All three reflect the fact that more investment is going into the captive industry, and these firms see there is opportunity for returns to be made.
For Marsh it’s about investing in technology that could dramatically improve accessibility to captive insurance for an underserved audience at a time when more SMEs are looking at how to manage escalating premiums in lines like property.
SRS’ investment reflects the opportunities it sees from scaling up the business and expanding the services it offers, as well as growing its European presence at time when more countries, like France, Italy and the UK, are taking an interest in developing captive regimes.
And for Artex, it sees an opportunity to provide a better service, which could help retain and attract more captive clients.
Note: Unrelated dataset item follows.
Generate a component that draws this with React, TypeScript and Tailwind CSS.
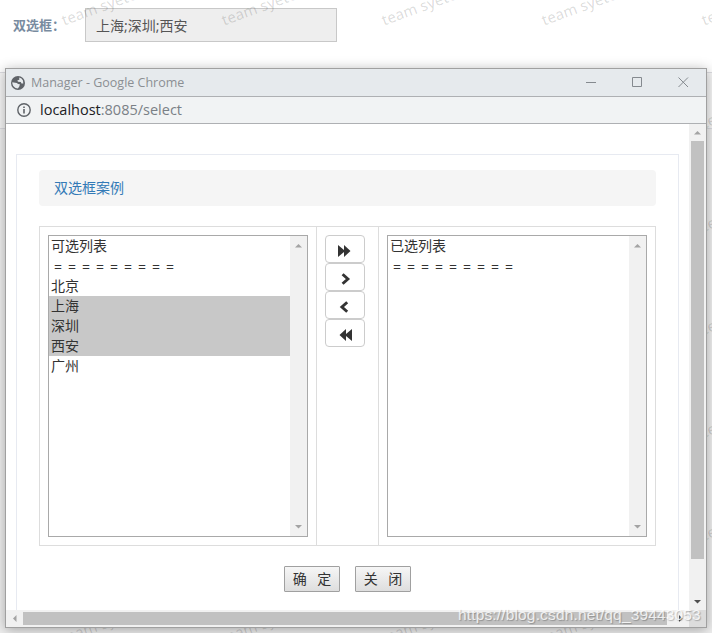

These investments are good news for captive owners and risk managers, and we can expect more captive managers to follow suit. In our recent Captive Managers Survey, 11 out of 12 respondents agreed or strongly agreed that more investment would be deployed towards captive management.
We can also expect more captive manager M&A this year, after half of respondents in the survey indicated this was something they were interested in.
Predictions from last year are that after more than five years of relentless market hardening we may start to see a slight slowdown in interest for new captive formations, amid a stabilisation in commercial rates. Many lines are already softening in the commercial market, including cyber.
However, it is investments like the above from these captive managers which could go a long way to countering these headwinds – by responding to where the market is evolving and where opportunities are arising.